Directive
Copy out every line in which the string "image" occurs.

Supplied material
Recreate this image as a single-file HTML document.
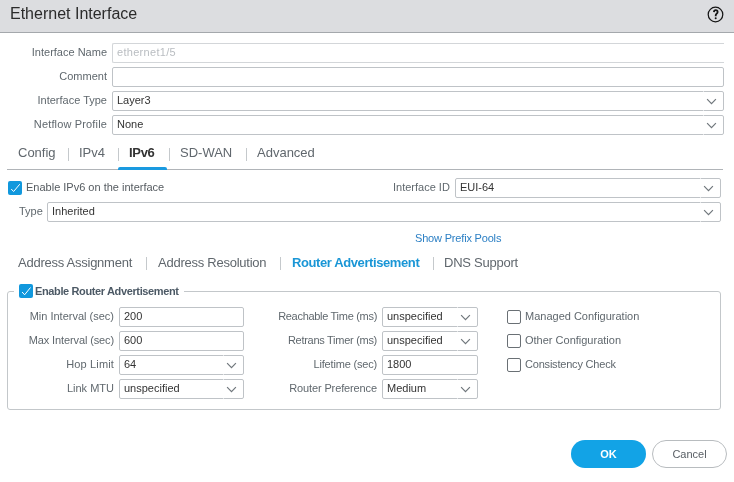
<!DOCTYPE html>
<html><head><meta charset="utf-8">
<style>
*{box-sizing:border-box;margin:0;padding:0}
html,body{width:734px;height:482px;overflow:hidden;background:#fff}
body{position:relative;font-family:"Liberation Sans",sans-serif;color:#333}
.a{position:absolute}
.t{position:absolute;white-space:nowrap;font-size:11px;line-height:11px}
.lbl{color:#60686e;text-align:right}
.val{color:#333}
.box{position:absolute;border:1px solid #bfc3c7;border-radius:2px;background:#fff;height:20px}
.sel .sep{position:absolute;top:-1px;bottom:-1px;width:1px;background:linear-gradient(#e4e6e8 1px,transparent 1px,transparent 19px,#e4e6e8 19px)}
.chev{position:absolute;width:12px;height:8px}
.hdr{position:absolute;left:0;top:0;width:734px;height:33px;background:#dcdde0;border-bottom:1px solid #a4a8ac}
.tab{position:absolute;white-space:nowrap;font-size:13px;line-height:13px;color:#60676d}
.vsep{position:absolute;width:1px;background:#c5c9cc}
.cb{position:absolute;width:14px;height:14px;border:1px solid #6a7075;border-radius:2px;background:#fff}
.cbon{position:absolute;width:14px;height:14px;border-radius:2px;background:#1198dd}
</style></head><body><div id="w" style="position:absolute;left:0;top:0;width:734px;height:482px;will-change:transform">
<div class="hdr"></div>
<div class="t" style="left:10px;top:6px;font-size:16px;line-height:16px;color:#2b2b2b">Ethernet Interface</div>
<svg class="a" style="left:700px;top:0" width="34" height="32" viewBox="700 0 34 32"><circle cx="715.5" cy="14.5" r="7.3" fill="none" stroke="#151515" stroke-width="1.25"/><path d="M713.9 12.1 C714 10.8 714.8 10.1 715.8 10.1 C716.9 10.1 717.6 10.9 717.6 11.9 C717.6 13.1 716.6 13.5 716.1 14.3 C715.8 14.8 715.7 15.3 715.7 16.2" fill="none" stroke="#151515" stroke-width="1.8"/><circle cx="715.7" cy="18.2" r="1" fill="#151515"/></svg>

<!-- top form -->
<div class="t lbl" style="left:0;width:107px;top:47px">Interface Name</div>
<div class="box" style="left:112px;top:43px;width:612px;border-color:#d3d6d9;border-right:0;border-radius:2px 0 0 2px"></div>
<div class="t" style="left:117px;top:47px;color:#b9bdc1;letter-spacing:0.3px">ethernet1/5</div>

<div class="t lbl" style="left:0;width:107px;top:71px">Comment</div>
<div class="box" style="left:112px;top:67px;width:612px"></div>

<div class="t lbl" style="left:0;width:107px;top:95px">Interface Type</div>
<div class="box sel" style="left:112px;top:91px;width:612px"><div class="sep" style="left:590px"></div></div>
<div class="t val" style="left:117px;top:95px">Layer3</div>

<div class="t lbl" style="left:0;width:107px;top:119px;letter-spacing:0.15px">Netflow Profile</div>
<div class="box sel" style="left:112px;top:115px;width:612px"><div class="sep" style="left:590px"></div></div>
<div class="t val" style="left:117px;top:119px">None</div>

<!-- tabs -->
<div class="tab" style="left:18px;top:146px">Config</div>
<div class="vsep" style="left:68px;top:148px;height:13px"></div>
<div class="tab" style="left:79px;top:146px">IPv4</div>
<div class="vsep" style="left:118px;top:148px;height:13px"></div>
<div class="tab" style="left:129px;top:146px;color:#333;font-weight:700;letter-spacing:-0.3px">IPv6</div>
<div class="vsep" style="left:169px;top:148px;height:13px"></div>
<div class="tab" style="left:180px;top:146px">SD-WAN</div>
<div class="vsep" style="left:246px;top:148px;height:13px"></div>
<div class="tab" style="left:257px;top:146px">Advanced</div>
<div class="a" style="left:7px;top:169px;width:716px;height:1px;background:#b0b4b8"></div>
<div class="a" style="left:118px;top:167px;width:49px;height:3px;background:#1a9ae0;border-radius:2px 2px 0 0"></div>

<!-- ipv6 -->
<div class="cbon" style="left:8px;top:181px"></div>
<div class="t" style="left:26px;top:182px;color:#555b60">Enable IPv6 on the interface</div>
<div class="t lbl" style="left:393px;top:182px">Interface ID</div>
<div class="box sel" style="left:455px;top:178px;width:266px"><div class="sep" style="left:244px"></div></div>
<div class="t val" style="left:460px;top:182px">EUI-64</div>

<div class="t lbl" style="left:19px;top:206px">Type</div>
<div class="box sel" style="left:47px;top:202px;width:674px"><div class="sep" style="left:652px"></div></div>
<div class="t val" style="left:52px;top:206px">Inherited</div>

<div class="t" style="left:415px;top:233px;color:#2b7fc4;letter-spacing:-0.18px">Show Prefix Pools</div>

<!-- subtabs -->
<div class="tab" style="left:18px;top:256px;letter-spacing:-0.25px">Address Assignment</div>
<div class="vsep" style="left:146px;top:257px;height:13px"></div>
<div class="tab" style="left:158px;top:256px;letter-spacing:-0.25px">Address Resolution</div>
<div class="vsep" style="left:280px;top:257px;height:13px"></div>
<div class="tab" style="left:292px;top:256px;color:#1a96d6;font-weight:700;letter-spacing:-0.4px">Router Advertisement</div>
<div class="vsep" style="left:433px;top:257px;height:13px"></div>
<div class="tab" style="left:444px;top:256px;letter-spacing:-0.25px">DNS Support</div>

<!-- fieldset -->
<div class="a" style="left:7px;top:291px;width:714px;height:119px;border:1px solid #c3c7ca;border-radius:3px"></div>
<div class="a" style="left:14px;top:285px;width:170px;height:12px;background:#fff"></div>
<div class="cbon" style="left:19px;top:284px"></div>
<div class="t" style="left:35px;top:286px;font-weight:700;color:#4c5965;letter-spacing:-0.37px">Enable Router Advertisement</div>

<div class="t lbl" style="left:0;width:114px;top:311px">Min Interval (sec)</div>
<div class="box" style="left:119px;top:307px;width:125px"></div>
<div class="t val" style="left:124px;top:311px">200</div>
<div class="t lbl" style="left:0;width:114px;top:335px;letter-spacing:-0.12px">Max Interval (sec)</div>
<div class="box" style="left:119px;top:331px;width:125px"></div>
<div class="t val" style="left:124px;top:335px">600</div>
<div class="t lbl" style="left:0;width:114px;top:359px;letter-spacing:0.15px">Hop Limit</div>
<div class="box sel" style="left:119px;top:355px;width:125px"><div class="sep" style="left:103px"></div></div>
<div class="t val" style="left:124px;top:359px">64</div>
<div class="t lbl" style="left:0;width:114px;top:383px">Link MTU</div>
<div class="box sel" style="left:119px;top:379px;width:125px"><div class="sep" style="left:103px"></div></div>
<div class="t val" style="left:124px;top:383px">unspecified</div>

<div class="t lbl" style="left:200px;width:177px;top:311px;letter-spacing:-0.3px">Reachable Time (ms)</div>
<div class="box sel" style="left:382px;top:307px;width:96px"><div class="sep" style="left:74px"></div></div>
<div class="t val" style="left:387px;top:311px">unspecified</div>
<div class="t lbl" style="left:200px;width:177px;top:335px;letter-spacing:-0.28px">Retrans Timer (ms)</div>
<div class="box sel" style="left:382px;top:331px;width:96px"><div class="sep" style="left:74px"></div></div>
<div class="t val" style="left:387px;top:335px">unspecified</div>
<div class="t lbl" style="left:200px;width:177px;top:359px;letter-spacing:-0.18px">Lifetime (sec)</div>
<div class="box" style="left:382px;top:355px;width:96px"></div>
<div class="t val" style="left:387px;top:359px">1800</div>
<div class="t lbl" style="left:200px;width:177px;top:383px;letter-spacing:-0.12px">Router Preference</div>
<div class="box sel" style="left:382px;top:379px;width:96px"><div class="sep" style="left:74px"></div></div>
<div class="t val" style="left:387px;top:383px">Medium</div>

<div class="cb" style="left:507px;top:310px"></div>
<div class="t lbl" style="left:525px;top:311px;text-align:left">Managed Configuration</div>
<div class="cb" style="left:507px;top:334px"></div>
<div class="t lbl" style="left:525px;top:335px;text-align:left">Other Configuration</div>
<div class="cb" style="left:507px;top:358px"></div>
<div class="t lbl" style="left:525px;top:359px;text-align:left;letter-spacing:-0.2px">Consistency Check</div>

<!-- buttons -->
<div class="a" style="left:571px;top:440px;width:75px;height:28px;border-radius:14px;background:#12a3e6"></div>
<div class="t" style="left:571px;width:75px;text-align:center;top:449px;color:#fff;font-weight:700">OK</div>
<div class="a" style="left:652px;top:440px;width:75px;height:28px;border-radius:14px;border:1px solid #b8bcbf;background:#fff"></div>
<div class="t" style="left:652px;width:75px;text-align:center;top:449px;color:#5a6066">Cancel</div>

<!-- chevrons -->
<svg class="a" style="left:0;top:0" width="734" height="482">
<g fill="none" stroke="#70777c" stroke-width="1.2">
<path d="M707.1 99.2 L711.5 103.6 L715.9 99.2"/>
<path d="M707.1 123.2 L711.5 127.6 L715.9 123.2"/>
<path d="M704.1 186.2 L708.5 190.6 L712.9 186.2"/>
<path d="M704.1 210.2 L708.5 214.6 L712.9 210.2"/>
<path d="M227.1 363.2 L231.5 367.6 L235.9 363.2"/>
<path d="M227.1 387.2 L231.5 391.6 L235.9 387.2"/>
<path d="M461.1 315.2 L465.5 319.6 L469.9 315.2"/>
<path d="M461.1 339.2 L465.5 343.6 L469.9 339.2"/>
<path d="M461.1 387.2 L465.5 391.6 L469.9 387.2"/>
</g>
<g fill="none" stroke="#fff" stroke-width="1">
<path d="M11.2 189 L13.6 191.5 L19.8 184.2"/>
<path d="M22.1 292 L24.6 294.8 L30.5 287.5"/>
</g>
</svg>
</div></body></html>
---
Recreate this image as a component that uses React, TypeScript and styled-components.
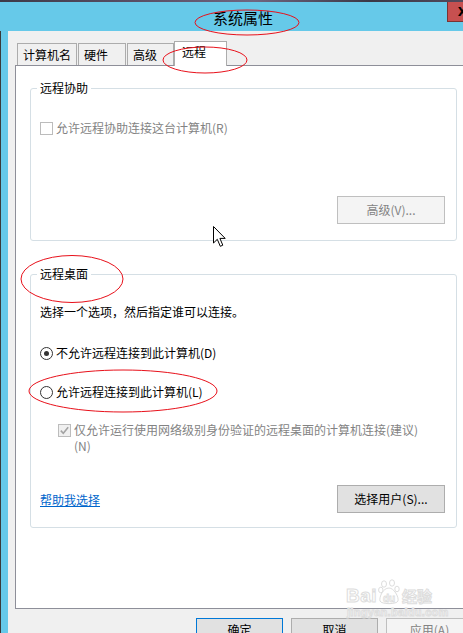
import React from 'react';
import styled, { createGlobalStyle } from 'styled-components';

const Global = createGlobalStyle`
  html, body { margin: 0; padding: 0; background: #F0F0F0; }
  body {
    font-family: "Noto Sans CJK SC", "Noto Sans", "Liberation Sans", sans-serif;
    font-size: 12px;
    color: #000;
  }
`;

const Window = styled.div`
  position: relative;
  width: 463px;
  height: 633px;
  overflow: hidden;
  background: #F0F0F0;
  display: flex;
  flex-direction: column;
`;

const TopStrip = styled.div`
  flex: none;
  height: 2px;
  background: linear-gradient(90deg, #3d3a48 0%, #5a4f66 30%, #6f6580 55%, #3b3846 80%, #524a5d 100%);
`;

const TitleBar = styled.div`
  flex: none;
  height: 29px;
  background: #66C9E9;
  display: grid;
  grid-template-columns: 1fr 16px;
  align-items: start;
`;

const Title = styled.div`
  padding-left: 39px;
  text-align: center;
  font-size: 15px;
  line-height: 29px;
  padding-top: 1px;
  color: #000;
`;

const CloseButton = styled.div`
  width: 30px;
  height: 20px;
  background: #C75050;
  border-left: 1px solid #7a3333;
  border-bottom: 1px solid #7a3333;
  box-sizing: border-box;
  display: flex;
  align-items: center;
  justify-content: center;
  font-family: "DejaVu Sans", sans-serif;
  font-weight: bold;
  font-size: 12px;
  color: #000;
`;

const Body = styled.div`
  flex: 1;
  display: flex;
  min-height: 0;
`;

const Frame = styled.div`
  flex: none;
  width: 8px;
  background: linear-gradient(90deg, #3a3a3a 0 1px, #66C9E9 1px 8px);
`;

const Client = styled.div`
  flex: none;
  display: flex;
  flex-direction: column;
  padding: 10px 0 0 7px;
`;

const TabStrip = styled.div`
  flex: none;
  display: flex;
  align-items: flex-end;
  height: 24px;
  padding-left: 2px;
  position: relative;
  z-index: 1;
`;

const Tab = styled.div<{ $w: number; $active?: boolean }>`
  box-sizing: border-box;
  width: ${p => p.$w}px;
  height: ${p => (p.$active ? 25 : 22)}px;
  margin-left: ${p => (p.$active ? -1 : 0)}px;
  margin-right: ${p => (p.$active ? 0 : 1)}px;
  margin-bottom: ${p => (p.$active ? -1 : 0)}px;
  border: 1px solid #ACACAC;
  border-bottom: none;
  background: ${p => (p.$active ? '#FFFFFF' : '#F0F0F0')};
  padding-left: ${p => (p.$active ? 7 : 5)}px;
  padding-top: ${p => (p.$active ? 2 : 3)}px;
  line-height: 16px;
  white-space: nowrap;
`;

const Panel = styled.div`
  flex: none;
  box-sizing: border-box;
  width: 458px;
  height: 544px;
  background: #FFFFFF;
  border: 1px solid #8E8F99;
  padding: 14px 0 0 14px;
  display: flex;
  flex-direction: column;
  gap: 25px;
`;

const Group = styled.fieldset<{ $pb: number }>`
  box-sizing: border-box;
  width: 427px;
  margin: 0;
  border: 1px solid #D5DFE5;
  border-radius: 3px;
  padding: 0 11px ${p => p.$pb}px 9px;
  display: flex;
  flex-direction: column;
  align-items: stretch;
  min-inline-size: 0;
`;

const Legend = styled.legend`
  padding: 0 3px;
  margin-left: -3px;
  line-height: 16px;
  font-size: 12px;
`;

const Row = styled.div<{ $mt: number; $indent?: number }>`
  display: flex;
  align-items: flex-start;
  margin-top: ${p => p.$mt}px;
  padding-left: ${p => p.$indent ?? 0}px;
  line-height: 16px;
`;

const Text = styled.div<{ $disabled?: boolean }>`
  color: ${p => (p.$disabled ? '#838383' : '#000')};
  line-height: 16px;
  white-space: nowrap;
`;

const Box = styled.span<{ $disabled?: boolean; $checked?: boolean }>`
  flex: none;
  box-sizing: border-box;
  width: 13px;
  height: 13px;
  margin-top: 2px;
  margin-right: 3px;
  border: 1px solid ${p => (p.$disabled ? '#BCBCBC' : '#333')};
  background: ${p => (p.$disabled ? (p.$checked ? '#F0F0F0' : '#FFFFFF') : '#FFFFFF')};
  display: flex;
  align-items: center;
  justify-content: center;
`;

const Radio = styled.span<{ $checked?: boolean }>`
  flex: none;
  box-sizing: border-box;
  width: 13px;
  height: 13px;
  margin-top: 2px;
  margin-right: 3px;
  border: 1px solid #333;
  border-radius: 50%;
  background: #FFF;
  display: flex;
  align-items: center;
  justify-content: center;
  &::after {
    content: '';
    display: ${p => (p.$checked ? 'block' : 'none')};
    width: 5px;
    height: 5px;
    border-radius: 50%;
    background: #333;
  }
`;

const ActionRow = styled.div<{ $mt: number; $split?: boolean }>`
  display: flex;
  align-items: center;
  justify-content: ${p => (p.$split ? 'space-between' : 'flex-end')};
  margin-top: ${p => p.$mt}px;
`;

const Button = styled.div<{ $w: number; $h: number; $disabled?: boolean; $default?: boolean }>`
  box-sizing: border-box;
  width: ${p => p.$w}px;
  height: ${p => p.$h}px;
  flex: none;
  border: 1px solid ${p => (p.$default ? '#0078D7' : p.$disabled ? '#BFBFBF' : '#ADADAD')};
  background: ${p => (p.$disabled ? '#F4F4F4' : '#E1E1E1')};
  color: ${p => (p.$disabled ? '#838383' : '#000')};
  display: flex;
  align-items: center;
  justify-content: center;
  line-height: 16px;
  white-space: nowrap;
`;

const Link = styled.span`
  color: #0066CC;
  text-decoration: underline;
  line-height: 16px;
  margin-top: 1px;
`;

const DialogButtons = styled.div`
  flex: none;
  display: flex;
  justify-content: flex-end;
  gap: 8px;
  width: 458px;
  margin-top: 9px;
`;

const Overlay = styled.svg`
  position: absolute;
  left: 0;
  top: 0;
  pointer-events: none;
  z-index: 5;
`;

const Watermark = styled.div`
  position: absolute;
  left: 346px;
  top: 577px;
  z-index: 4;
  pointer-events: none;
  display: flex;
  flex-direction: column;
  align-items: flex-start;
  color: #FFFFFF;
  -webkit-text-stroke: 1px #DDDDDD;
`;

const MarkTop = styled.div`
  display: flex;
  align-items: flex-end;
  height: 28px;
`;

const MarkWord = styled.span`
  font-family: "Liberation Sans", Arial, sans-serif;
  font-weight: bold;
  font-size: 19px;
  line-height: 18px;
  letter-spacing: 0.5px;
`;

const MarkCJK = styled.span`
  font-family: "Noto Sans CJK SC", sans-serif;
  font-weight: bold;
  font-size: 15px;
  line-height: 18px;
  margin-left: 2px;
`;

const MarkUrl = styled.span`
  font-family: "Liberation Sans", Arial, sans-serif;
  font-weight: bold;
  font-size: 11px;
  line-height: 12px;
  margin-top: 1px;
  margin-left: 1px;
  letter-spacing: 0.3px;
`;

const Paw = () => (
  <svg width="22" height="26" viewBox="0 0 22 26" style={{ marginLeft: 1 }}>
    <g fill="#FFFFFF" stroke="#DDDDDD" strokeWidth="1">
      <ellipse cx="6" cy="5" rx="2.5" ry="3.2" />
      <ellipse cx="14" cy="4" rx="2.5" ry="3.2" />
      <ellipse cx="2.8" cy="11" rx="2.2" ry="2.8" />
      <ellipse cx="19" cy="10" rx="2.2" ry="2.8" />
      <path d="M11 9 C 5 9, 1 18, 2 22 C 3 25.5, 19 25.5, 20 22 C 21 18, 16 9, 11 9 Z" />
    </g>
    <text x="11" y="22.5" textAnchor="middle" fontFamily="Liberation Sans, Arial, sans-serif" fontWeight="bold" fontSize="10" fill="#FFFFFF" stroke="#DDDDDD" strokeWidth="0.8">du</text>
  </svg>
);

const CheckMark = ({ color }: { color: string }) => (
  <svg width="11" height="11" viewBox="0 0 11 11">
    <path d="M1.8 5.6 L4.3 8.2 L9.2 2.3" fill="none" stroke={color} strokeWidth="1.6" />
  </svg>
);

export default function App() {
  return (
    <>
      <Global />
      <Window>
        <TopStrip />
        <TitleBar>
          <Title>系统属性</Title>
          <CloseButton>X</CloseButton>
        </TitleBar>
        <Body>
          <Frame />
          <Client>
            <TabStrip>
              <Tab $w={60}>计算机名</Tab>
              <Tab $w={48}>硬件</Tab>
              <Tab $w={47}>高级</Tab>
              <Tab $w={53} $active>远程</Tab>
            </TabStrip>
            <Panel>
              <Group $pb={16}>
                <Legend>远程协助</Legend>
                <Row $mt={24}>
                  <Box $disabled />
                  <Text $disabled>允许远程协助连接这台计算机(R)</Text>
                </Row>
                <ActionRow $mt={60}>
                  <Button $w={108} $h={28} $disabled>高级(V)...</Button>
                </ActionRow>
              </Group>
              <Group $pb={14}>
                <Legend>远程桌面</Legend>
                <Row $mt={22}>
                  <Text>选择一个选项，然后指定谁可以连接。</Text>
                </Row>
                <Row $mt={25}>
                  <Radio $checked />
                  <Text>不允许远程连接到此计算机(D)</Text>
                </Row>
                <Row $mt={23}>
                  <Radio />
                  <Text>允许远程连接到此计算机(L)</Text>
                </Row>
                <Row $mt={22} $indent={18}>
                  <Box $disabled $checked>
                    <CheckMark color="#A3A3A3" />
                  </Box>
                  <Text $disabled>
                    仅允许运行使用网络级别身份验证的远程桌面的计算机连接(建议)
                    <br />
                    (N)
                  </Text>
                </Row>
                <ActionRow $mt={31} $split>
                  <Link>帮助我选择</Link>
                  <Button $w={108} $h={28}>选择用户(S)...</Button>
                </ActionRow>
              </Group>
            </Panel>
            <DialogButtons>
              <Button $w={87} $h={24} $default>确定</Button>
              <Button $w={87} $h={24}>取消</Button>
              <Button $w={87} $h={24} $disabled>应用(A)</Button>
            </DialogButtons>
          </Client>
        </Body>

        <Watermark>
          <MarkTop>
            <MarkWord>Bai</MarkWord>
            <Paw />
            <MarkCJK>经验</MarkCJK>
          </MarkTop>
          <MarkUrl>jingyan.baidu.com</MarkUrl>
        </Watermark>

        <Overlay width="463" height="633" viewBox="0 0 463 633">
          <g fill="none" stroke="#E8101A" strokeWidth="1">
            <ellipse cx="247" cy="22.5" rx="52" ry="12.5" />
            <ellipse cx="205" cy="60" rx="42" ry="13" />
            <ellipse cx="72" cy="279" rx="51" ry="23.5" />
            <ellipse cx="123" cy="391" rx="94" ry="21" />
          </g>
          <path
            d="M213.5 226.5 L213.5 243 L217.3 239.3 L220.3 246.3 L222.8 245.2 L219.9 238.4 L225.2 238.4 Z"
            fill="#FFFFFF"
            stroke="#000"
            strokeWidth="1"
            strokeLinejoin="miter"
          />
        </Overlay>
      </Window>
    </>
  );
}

The answer
Recreate this image as a single-file HTML document.
Recreate this image as a component that uses React, TypeScript and styled-components.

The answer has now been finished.